She can earn about 10,000 yuan in a good month selling pastries for 15 yuan a box.
As life in China returns to normal after the pandemic, hawkers are hitting the streets. They look to at least supplement their income amid an uneven economic recovery in which jobs and wage growth has been sluggish.
For decades, street stalls and hawkers - common elsewhere in Asia - have been banned or tightly regulated in many Chinese cities, with authorities seeing them as unsightly.
There are signs, however, that local governments are giving hawkers more leeway, a trend expected to continue.
Zibo in eastern China became a media sensation this month after a rush of tourists visiting street food stalls forced authorities to issue warnings about overcrowding.
The tech hub of Shenzhen, which banned hawking in 1999, will ease restrictions on street stalls from September. Shanghai is seeking public opinion on revising hawker regulations and in April said it had set up 74 spots for vendors.
Lanzhou in the northwest said this month it would designate areas for street stalls as it sought to encourage innovation and entrepreneurship.
"It's natural for some local governments to trial street vending as they are facing great pressure in stabilising local economies and the job market," said Bruce Pang, chief economist at Jones Lang Lasalle (NYSE:JLL).
Household income grew 3.8% year-on-year in the first quarter, lagging broader economic growth.
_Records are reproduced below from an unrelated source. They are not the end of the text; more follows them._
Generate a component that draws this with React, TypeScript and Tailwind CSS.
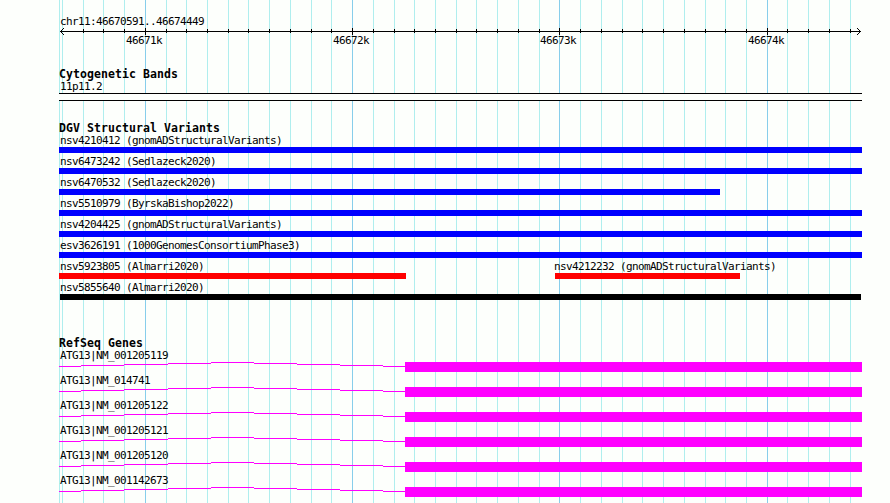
type Feature = { name: string; start: number; width: number; color: string; shift?: string };

const LEFT = 59;
const RIGHT = 862;

const minorTicks = [
  62, 83, 103, 124, 166, 186, 207, 228, 248, 269, 290, 311, 331, 373, 394, 414, 435, 456, 476, 497,
  518, 539, 580, 601, 622, 642, 663, 684, 705, 725, 746, 787, 808, 829, 850,
];

const majorTicks = [
  { x: 145, label: "46671k" },
  { x: 352, label: "46672k" },
  { x: 559, label: "46673k" },
  { x: 767, label: "46674k" },
];

// start is the distance to the end of the previous feature in the row
const variants: Feature[][] = [
  [{ name: "nsv4210412 (gnomADStructuralVariants)", start: 0, width: 803, color: "bg-[#0000ff]" }],
  [{ name: "nsv6473242 (Sedlazeck2020)", start: 0, width: 803, color: "bg-[#0000ff]" }],
  [{ name: "nsv6470532 (Sedlazeck2020)", start: 0, width: 661, color: "bg-[#0000ff]" }],
  [{ name: "nsv5510979 (ByrskaBishop2022)", start: 0, width: 803, color: "bg-[#0000ff]" }],
  [{ name: "nsv4204425 (gnomADStructuralVariants)", start: 0, width: 803, color: "bg-[#0000ff]" }],
  [{ name: "esv3626191 (1000GenomesConsortiumPhase3)", start: 0, width: 803, color: "bg-[#0000ff]" }],
  [
    { name: "nsv5923805 (Almarri2020)", start: 0, width: 347, color: "bg-[#ff0000]" },
    { name: "nsv4212232 (gnomADStructuralVariants)", start: 149, width: 185, color: "bg-[#ff0000]", shift: "-ml-0.5" },
  ],
  [{ name: "nsv5855640 (Almarri2020)", start: 1, width: 801, color: "bg-black", shift: "-ml-px" }],
];

const genes = [
  "ATG13|NM_001205119",
  "ATG13|NM_014741",
  "ATG13|NM_001205122",
  "ATG13|NM_001205121",
  "ATG13|NM_001205120",
  "ATG13|NM_001142673",
];

// x, y, width of each step of the intron line, relative to the glyph
const intronSteps = [
  [0, 4, 22],
  [22, 3, 43],
  [65, 2, 44],
  [109, 1, 43],
  [152, 0, 43],
  [195, 1, 43],
  [238, 2, 43],
  [281, 3, 43],
  [324, 4, 22],
];

function GridLines() {
  return (
    <svg className="absolute inset-0" width="890" height="503" shapeRendering="crispEdges">
      {[LEFT, ...minorTicks].map((x) => (
        <rect key={x} x={x} y={0} width={1} height={503} fill="#afeeee" />
      ))}
      {majorTicks.map(({ x }) => (
        <rect key={x} x={x} y={0} width={1} height={503} fill="#87ceeb" />
      ))}
    </svg>
  );
}

function Ruler() {
  return (
    <svg className="block -ml-[59px]" width="890" height="20" shapeRendering="crispEdges">
      <rect x={60} y={4} width={801} height={1} />
      {minorTicks.slice(1).map((x) => (
        <rect key={x} x={x} y={2} width={1} height={4} />
      ))}
      {majorTicks.map(({ x, label }) => (
        <g key={x}>
          <rect x={x} y={1} width={1} height={7} />
          <text x={x - 19} y={17} className="text-[11px] tracking-[-0.622px]">
            {label}
          </text>
        </g>
      ))}
      {[1, 2, 3].map((d) => (
        <g key={d}>
          <rect x={60 + d} y={4 - d} width={1} height={1} />
          <rect x={60 + d} y={4 + d} width={1} height={1} />
          <rect x={860 - d} y={4 - d} width={1} height={1} />
          <rect x={860 - d} y={4 + d} width={1} height={1} />
        </g>
      ))}
    </svg>
  );
}

function TrackTitle({ children }: { children: string }) {
  return (
    <h2 className="h-3 text-[11.5px] leading-[17px] font-bold tracking-[0.077px] whitespace-pre">{children}</h2>
  );
}

function Label({ children }: { children: string }) {
  return (
    <p className="h-[15px] pl-px text-[11px] leading-[17px] tracking-[-0.622px] whitespace-nowrap">{children}</p>
  );
}

export default function App() {
  return (
    <div className="relative h-[503px] w-[890px] overflow-hidden bg-[#fdfffc] font-['DejaVu_Sans_Mono',monospace] text-black">
      <GridLines />
      <main className="relative pl-[59px] pt-[13px]" style={{ width: RIGHT }}>
        <div className="h-[14px]">
          <Label>chr11:46670591..46674449</Label>
        </div>
        <Ruler />

        <section className="pt-[19px]">
          <TrackTitle>Cytogenetic Bands</TrackTitle>
          <Label>11p11.2</Label>
          <div className="h-2 border-y border-black bg-[#fdfffc]" />
        </section>

        <section className="pt-[19px]">
          <TrackTitle>DGV Structural Variants</TrackTitle>
          {variants.map((row, i) => (
            <div key={i} className="flex h-[21px]">
              {row.map((f) => (
                <div key={f.name} className="shrink-0" style={{ marginLeft: f.start, width: f.width }}>
                  <div className={f.shift}>
                    <Label>{f.name}</Label>
                  </div>
                  <div className={`h-1.5 ${f.color}`} />
                </div>
              ))}
            </div>
          ))}
        </section>

        <section className="pt-[35px]">
          <TrackTitle>RefSeq Genes</TrackTitle>
          {genes.map((gene) => (
            <div key={gene} className="h-[25px]">
              <Label>{gene}</Label>
              <div className="flex h-2.5">
                <svg width="346" height="10" shapeRendering="crispEdges" fill="#ff00ff">
                  {intronSteps.map(([x, y, w]) => (
                    <rect key={x} x={x} y={y} width={w} height={1} />
                  ))}
                </svg>
                <div className="flex-1 bg-[#ff00ff]" />
              </div>
            </div>
          ))}
        </section>
      </main>
    </div>
  );
}
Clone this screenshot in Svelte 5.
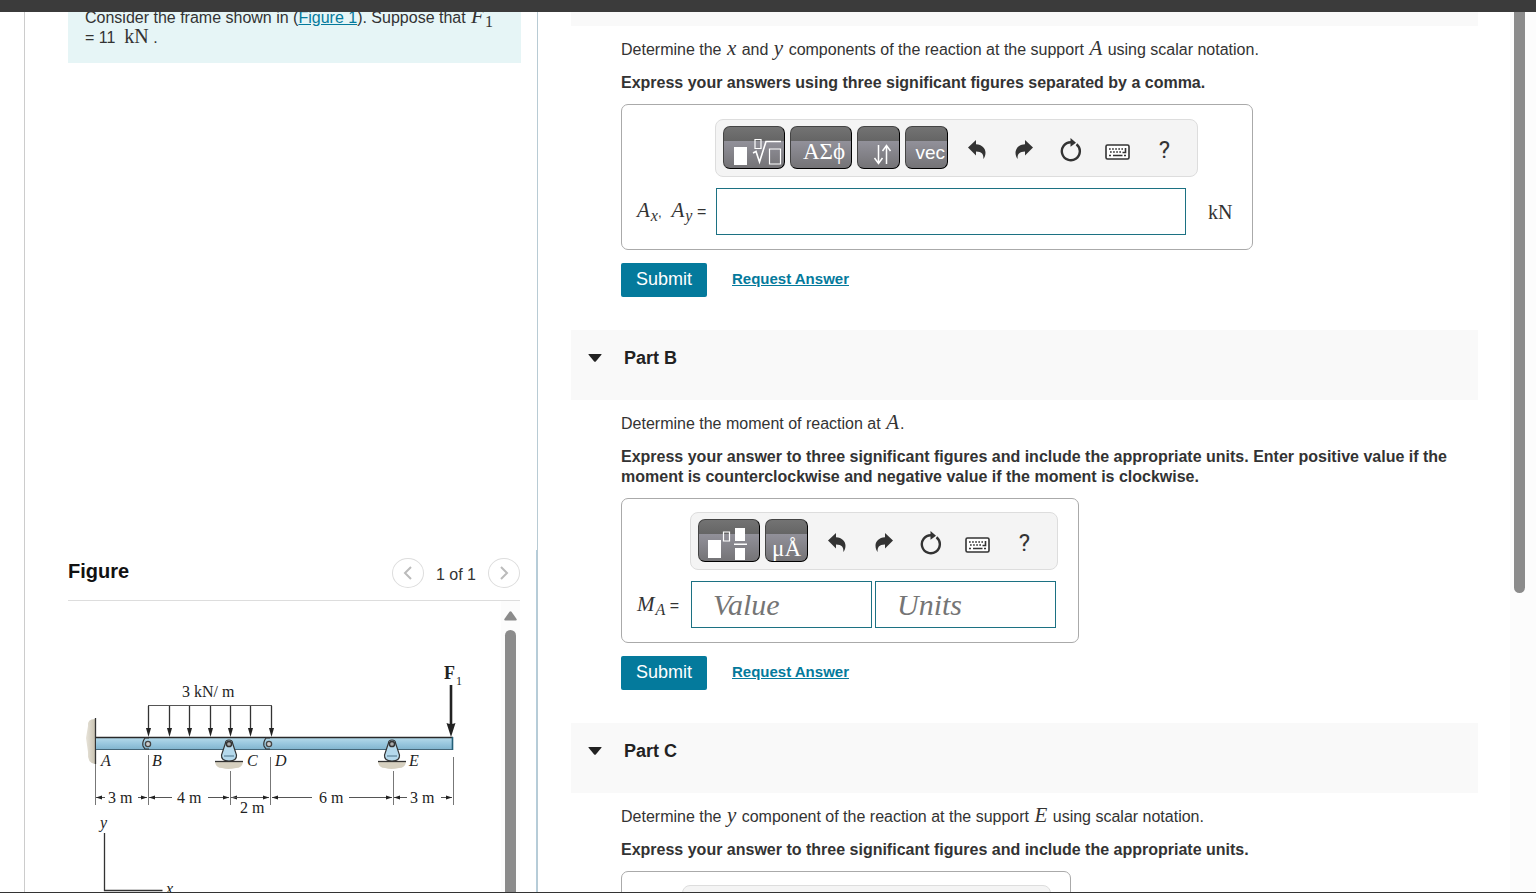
<script lang="ts">
  const loads = [148, 169, 189, 210, 230, 250, 271];
  const marks = [
    { x: 95, top: 764 },
    { x: 148, top: 755 },
    { x: 230, top: 771 },
    { x: 270, top: 757 },
    { x: 393, top: 771 },
    { x: 453, top: 757 },
  ];
  const dims = [
    { from: 96, to: 105, head: 96 },
    { from: 138, to: 147, head: 147 },
    { from: 149, to: 172, head: 149 },
    { from: 208, to: 229, head: 229 },
    { from: 231, to: 269, head: 231 },
    { from: 231, to: 269, head: 269 },
    { from: 272, to: 312, head: 272 },
    { from: 349, to: 392, head: 392 },
    { from: 394, to: 407, head: 394 },
    { from: 441, to: 452, head: 452 },
  ];

  let forceA = $state("");
  let momentValue = $state("");
  let momentUnits = $state("");
</script>

{#snippet tools()}
  <button class="tool" aria-label="Undo">
    <svg width="18" height="20" viewBox="0 0 18 20">
      <path d="M0 7.5 8 0v4.2c6 .3 9.500 4 9.500 8.500 0 2.500-.8 4.800-2.200 6.300.6-4.500-1.300-7.400-7.300-7.500v4z" fill="#333" />
    </svg>
  </button>
  <button class="tool" aria-label="Redo">
    <svg width="18" height="20" viewBox="0 0 18 20">
      <path d="M18 7.500 10 0v4.200C4 4.500.5 8.200.5 12.700c0 2.500.8 4.800 2.200 6.300-.6-4.500 1.300-7.400 7.300-7.500v4z" fill="#333" />
    </svg>
  </button>
  <button class="tool" aria-label="Reset">
    <svg width="22" height="24" viewBox="0 0 22 24">
      <path d="M16.500 6.200a9 9 0 1 1-5.500-2" fill="none" stroke="#333" stroke-width="2.400" />
      <path d="M10.500 0 16 4.700l-5.500 4z" fill="#333" />
    </svg>
  </button>
  <button class="tool" aria-label="Keyboard shortcuts">
    <svg class="keys" width="25" height="16" viewBox="0 0 25 16">
      <rect x="1" y="1" width="23" height="14" rx="1.500" fill="#fff" stroke="#333" stroke-width="1.600" />
      <path d="M4 5h14M5 8h12" stroke="#333" stroke-width="1.700" stroke-dasharray="1.700 1.400" />
      <path d="M20.500 4v4.500h-3M4 11.500h2M8 11.500h9.500M19 11.500h2" fill="none" stroke="#333" stroke-width="1.600" />
    </svg>
  </button>
  <button class="tool help" aria-label="Help">?</button>
{/snippet}

{#snippet partHeader(name: string)}
  <h2 class="part-head">
    <button class="toggle" aria-expanded="true">
      <svg width="14" height="8" viewBox="0 0 14 8"><path d="M1 0h12q1 0 .4.800L7.800 7.400q-.8.800-1.600 0L.6.800Q0 0 1 0z" fill="#222" /></svg>
      {name}
    </button>
  </h2>
{/snippet}

{#snippet submitRow()}
  <div class="actions">
    <button class="submit">Submit</button>
    <a href="#request">Request Answer</a>
  </div>
{/snippet}

{#snippet support(x: number)}
  <g transform="translate({x} 0)">
    <path d="M-14 762h28q-1 6-7 6-8 2-14 0-6 0-7-6z" fill="#d6d0c0" />
    <path d="M-14 761.500h28" stroke="#333" stroke-width="1.300" />
    <path d="M-3.500 743q0-3 3.500-3t3.500 3l4 12q.5 6-7.500 6t-7.500-6z" fill="#b5d9ec" stroke="#333" stroke-width="1.200" />
    <path d="M-5 756h10" stroke="#4c7388" />
    <circle cy="744" r="2.600" fill="#aaa" stroke="#333" stroke-width="1.500" />
  </g>
{/snippet}

<div class="screen">
  <div class="topbar"></div>
  <div class="main">
    <aside class="left">
      <div class="intro">
        <p>
          Consider the frame shown in (<a href="#figure">Figure 1</a>). Suppose that <i class="m">F</i><span class="sub">1</span>
          <br />= 11 &nbsp;<span class="m">kN</span> .
        </p>
      </div>

      <section class="figure" id="figure">
        <header>
          <h2>Figure</h2>
          <div class="pager">
            <button aria-label="Previous figure"><svg width="10" height="14" viewBox="0 0 10 14"><path d="M8 1 2 7l6 6" /></svg></button>
            <span>1 of 1</span>
            <button aria-label="Next figure"><svg width="10" height="14" viewBox="0 0 10 14"><path d="m2 1 6 6-6 6" /></svg></button>
          </div>
        </header>
        <div class="canvas">
          <svg class="frame" width="432" height="310" viewBox="68 601 432 310" role="img" aria-label="Loaded frame">
            <defs>
              <linearGradient id="beam" x1="0" y1="0" x2="0" y2="1">
                <stop offset="0" stop-color="#b4d9ea" />
                <stop offset="0.500" stop-color="#9ac8df" />
                <stop offset="1" stop-color="#83b6d0" />
              </linearGradient>
              <linearGradient id="wall">
                <stop offset="0" stop-color="#e8e4da" />
                <stop offset="1" stop-color="#c9c3b2" />
              </linearGradient>
            </defs>

            <path d="M95 719q-8 0-7 7l-2 12 2 14q-1 11 7 12z" fill="url(#wall)" />
            <path d="M95.500 718v46" stroke="#333" stroke-width="1.300" />
            <rect x="96" y="738" width="357" height="11" fill="url(#beam)" />
            <path d="M96 737.500h357" stroke="#292929" stroke-width="1.400" />
            <path d="M96 749.500h357" stroke="#456779" stroke-width="1.200" />
            <path d="M452.500 737v13" stroke="#246078" stroke-width="1.600" />

            <!-- distributed load -->
            <path d="M148 705.500h124" stroke="#555" />
            {#each loads as x}
              <path d="M{x + 0.5} 706v24" stroke="#333" stroke-width="1.300" />
              <path d="M{x - 2} 728h5l-2.500 9z" fill="#222" />
            {/each}

            {#each [148, 269] as x}
              <path d="M{x + 1} 738h-4q-3 4-2 8l2 3h4" fill="none" stroke="#333" stroke-width="1.200" />
              <circle cx={x} cy="744" r="2.600" fill="#ccc" stroke="#444" stroke-width="1.300" />
            {/each}
            {@render support(229)}
            {@render support(392)}

            <path d="M451 685v40" stroke="#222" stroke-width="2.600" />
            <path d="M446.500 723q4.500 2 9 0l-4.500 14z" fill="#222" />

            <!-- dimensions -->
            {#each marks as m}
              <path d="M{m.x + 0.5} {m.top}V805" stroke="#777" />
            {/each}
            {#each dims as d}
              <path d="M{d.from} 797.500H{d.to}" stroke="#555" />
              <path d="M{d.head} 797.500l{d.head === d.from ? 6 : -6} -2v4z" fill="#222" />
            {/each}

            <path d="M104.500 833v57.500h58" fill="none" stroke="#333" stroke-width="1.300" />

            <g class="text">
              <text x="182" y="697">3 kN/ m</text>
              <text x="108" y="803">3 m</text>
              <text x="177" y="803">4 m</text>
              <text x="240" y="813">2 m</text>
              <text x="319" y="803">6 m</text>
              <text x="410" y="803">3 m</text>
            </g>
            <g class="text it">
              <text x="101" y="766">A</text>
              <text x="152" y="766">B</text>
              <text x="247" y="766">C</text>
              <text x="275" y="766">D</text>
              <text x="409" y="766">E</text>
              <text x="100" y="828">y</text>
              <text x="166" y="894">x</text>
            </g>
            <text class="force" x="444" y="679">F</text>
            <text class="force-sub" x="456" y="685">1</text>
          </svg>
          <div class="scroll">
            <svg width="13" height="10" viewBox="0 0 13 10"><path d="M5.500.8q1-1.200 2 0L12.600 8q.6 1.500-1 1.500H1.400q-1.600 0-1-1.500z" fill="#8a8a8a" /></svg>
            <div class="thumb"></div>
          </div>
        </div>
      </section>
    </aside>

    <main class="right">
      <div class="part-head cut"></div>
      <section class="part">
        <p>
          Determine the <i class="m">x</i> and <i class="m">y</i> components of the reaction at the support <i class="m">A</i> using scalar notation.
        </p>
        <p><b>Express your answers using three significant figures separated by a comma.</b></p>
        <div class="answer">
          <div class="toolbar">
            <button class="pal wide" aria-label="Templates">
              <svg width="60" height="41" viewBox="0 0 60 41">
                <path d="M10 20h13v18H10z" fill="#fff" />
                <path d="M31 12.500h6v9h-6zM45.500 22h11v15h-11z" fill="none" stroke="#fff" stroke-width="1.200" />
                <path d="m29 26 3-1.500L35.500 35 42 14.500h15" fill="none" stroke="#fff" stroke-width="1.600" />
              </svg>
            </button>
            <button class="pal wide greek" aria-label="Symbols">ΑΣϕ</button>
            <button class="pal" aria-label="Arrows">
              <svg width="40" height="41" viewBox="0 0 40 41">
                <path d="M20.500 18v18m-4-5 4 5.500 4-5.500M28.500 37V19m-4 5 4-5.500 4 5.500" fill="none" stroke="#fff" stroke-width="1.500" />
              </svg>
            </button>
            <button class="pal vec">vec</button>
            {@render tools()}
          </div>
          <label for="force"><i class="m">A</i><i class="sub">x</i><small>,</small>&nbsp; <i class="m">A</i><i class="sub">y</i> =</label>
          <div class="fields">
            <input id="force" class="long" bind:value={forceA} />
            <span class="unit m">kN</span>
          </div>
        </div>
        {@render submitRow()}
      </section>

      {@render partHeader("Part B")}
      <section class="part">
        <p>Determine the moment of reaction at <i class="m">A</i>.</p>
        <p>
          <b>Express your answer to three significant figures and include the appropriate units. Enter positive value if the moment is counterclockwise and negative value if the moment is clockwise.</b>
        </p>
        <div class="answer with-units">
          <div class="toolbar">
            <button class="pal wide" aria-label="Templates">
              <svg width="60" height="41" viewBox="0 0 60 41">
                <path d="M9 20h13v18H9zM36 8h10v13H36zM36 28h10v12H36zM35 23.500h13v1.600H35z" fill="#fff" />
                <path d="M24.500 12h6v9h-6z" fill="none" stroke="#fff" stroke-width="1.200" />
              </svg>
            </button>
            <button class="pal greek mu" aria-label="Units">μÅ</button>
            {@render tools()}
          </div>
          <label for="moment"><i class="m">M</i><i class="sub">A</i> =</label>
          <div class="fields">
            <input id="moment" placeholder="Value" bind:value={momentValue} />
            <input aria-label="Units" placeholder="Units" bind:value={momentUnits} />
          </div>
        </div>
        {@render submitRow()}
      </section>

      {@render partHeader("Part C")}
      <section class="part">
        <p>
          Determine the <i class="m">y</i> component of the reaction at the support <i class="m">E</i> using scalar notation.
        </p>
        <p><b>Express your answer to three significant figures and include the appropriate units.</b></p>
        <div class="answer short">
          <div class="toolbar">
            {@render tools()}
          </div>
        </div>
      </section>
    </main>

    <div class="page-scroll"><div class="thumb"></div></div>
  </div>
</div>

<style>
  :global(body) {
    margin: 0;
    background: #fff;
  }
  .screen {
    display: flex;
    flex-direction: column;
    height: 100vh;
    box-sizing: border-box;
    overflow: hidden;
    border-bottom: 1px solid #333;
    font: 16px/20px "Liberation Sans", Arial, sans-serif;
    color: #333;
  }
  .topbar {
    flex: 0 0 12px;
    background: #3b3b3b;
  }
  .main {
    flex: 1;
    min-height: 0;
    display: flex;
  }
  a {
    color: #047a9c;
  }
  button {
    font-family: inherit;
    padding: 0;
    cursor: pointer;
  }
  h2,
  p {
    margin: 0;
  }
  .m,
  .sub {
    font-family: "Liberation Serif", "Times New Roman", serif;
    font-size: 20px;
    line-height: 0;
  }
  i.m {
    margin: 0 1px;
    font-size: 21px;
  }
  .sub {
    font-size: 16px;
    position: relative;
    top: 4px;
  }

  .left {
    flex: 0 0 35%;
    box-sizing: border-box;
    margin-left: 24px;
    max-width: 514px;
    display: flex;
    flex-direction: column;
    justify-content: space-between;
    border-left: 1px solid #ccc;
    border-right: 1px solid #b8cbd4;
  }
  .intro {
    margin: 0 16px 0 43px;
    padding: 0 17px 15px;
    overflow: hidden;
    background: #e6f5f6;
  }
  .intro p {
    margin-top: -4px;
  }
  .figure {
    flex: 0 0 342px;
    box-sizing: border-box;
    display: flex;
    flex-direction: column;
    min-height: 0;
    padding: 0 16px 0 43px;
    border-right: 1px solid #b5cddb;
  }
  .figure header {
    display: flex;
    flex: none;
    justify-content: space-between;
    box-sizing: border-box;
    height: 51px;
    padding-top: 8px;
    border-bottom: 1px solid #ddd;
  }
  .figure h2 {
    padding-top: 1px;
    font-size: 20px;
    line-height: 24px;
    color: #111;
  }
  .pager {
    display: flex;
    gap: 12px;
  }
  .pager span {
    padding-top: 7px;
  }
  .pager button {
    display: grid;
    place-items: center;
    box-sizing: border-box;
    width: 32px;
    height: 30px;
    border: 1px solid #ddd;
    border-radius: 50%;
    background: #fff;
  }
  .pager path {
    fill: none;
    stroke: #bbb;
    stroke-width: 2;
  }
  .canvas {
    flex: 1 1 0;
    min-height: 0;
    display: flex;
    justify-content: space-between;
    overflow: hidden;
  }
  .frame {
    flex: none;
  }
  .text,
  .force,
  .force-sub {
    font-family: "Liberation Serif", "Times New Roman", serif;
    font-size: 16px;
    fill: #222;
  }
  .force {
    font-size: 18px;
    font-weight: bold;
  }
  .it {
    font-style: italic;
  }
  .force-sub {
    font-size: 12px;
  }
  .scroll {
    width: 19px;
    display: flex;
    flex-direction: column;
    align-items: center;
    gap: 9px;
    padding-top: 10px;
    box-sizing: border-box;
    background: #fcfcfc;
  }
  .scroll svg {
    flex: none;
  }
  .thumb {
    width: 11px;
    background: #8b8b8b;
  }
  .scroll .thumb {
    flex: 1;
    border-radius: 6px 6px 0 0;
  }

  .right {
    flex: 1;
    min-width: 0;
    margin: 0 32px 0 33px;
  }
  .part-head {
    height: 70px;
    background: #f9f9f9;
  }
  .part-head.cut {
    height: 14px;
  }
  .toggle {
    display: flex;
    align-items: center;
    gap: 22px;
    padding: 17px 17px 0;
    border: 0;
    background: none;
    font-size: 18px;
    line-height: 22px;
    font-weight: bold;
    color: #222;
  }
  .part {
    padding: 14px 0 33px 50px;
  }
  .part p + p {
    margin-top: 13px;
  }
  .answer {
    display: grid;
    grid-template-columns: 79px auto;
    row-gap: 11px;
    width: fit-content;
    margin-top: 11px;
    padding: 14px 19px 14px 14px;
    border: 1px solid #aaa;
    border-radius: 7px;
  }
  .with-units,
  .short {
    grid-template-columns: 54px auto;
    padding-right: 20px;
    padding-top: 13px;
  }
  .short {
    grid-template-columns: 46px auto;
    padding-right: 19px;
  }
  .short .toolbar {
    width: 351px;
    justify-content: flex-end;
  }
  .toolbar {
    grid-column: 2;
    justify-self: start;
    display: flex;
    padding: 6px 9px 7px 7px;
    border: 1px solid #ddd;
    border-radius: 8px;
    background: #f4f4f4;
  }
  .pal {
    display: flex;
    box-sizing: border-box;
    width: 43px;
    height: 43px;
    margin-right: 5px;
    overflow: hidden;
    border: 1px solid #444;
    border-right-color: #000;
    border-bottom-color: #000;
    border-radius: 7px;
    background: linear-gradient(#737373, #656565 14px, #92919a 14px, #747376);
    color: #fff;
  }
  .pal svg {
    flex: none;
  }
  .wide {
    width: 62px;
  }
  .greek {
    justify-content: flex-end;
    padding: 13px 6px 0 0;
    font-family: "Liberation Serif", "Times New Roman", serif;
    font-size: 23px;
    line-height: 24px;
  }
  .mu {
    padding-top: 17px;
  }
  .vec {
    justify-content: flex-end;
    padding: 14px 2px 0 0;
    font-size: 19px;
    line-height: 24px;
  }
  .tool {
    display: grid;
    place-items: center;
    width: 47px;
    height: 47px;
    margin-bottom: -4px;
    border: 0;
    background: none;
  }
  .keys {
    margin-top: 5px;
  }
  .help {
    font-family: Roboto, sans-serif;
    font-size: 24px;
    color: #333;
  }
  label {
    align-self: center;
    padding-top: 2px;
    white-space: nowrap;
  }
  .fields {
    display: flex;
    align-items: center;
    gap: 3px;
    padding-left: 1px;
  }
  input {
    box-sizing: border-box;
    width: 181px;
    height: 47px;
    padding: 0 21px;
    border: 1px solid #1c7183;
    background: #fff;
    font: 30px "Liberation Serif", "Times New Roman", serif;
  }
  input::placeholder {
    font-style: italic;
    color: #757575;
    opacity: 1;
  }
  .long {
    width: 470px;
  }
  .unit {
    padding: 0 1px 0 19px;
  }
  .actions {
    display: flex;
    align-items: center;
    gap: 25px;
    margin-top: 13px;
  }
  .actions a {
    padding-bottom: 2px;
    font-size: 15px;
    font-weight: bold;
  }
  .submit {
    width: 86px;
    height: 34px;
    padding-bottom: 2px;
    border: 0;
    border-radius: 2px;
    background: #047a9c;
    color: #fff;
    font-size: 18px;
  }

  .page-scroll {
    width: 26px;
    padding-left: 4px;
    box-sizing: border-box;
    background: #fcfcfc;
  }
  .page-scroll .thumb {
    height: 66%;
    border-radius: 0 0 6px 6px;
  }
</style>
The job market remains sluggish with youth unemployment at a record high.
Economic pressure is forcing hawkers to risk fines or having their products confiscated.
Wang Xuexue, 28, who sells flowers off her scooter in Shanghai, prefers to hawk her goods away from designated areas, which she says are out-of-the-way and charge fees.
"Of course authorities try to catch us. Otherwise we wouldn't run so fast," said Wang Xuexue, who worked in a flower shop until recently.
Even in Beijing, which President Xi Jinping said should remain above all a "political centre" without a street economy, hawkers were seen at tourist spots.
Lu Wei, a pen seller, had his own store before the pandemic but cancelled the lease in 2020 as sales dropped and he could no longer afford rent. He now touts his 30-yuan pens along Beijing's Houhai lake, although business is slow.
"People have no money in their pockets. Even if they do, they don't want to spend it," Lu said.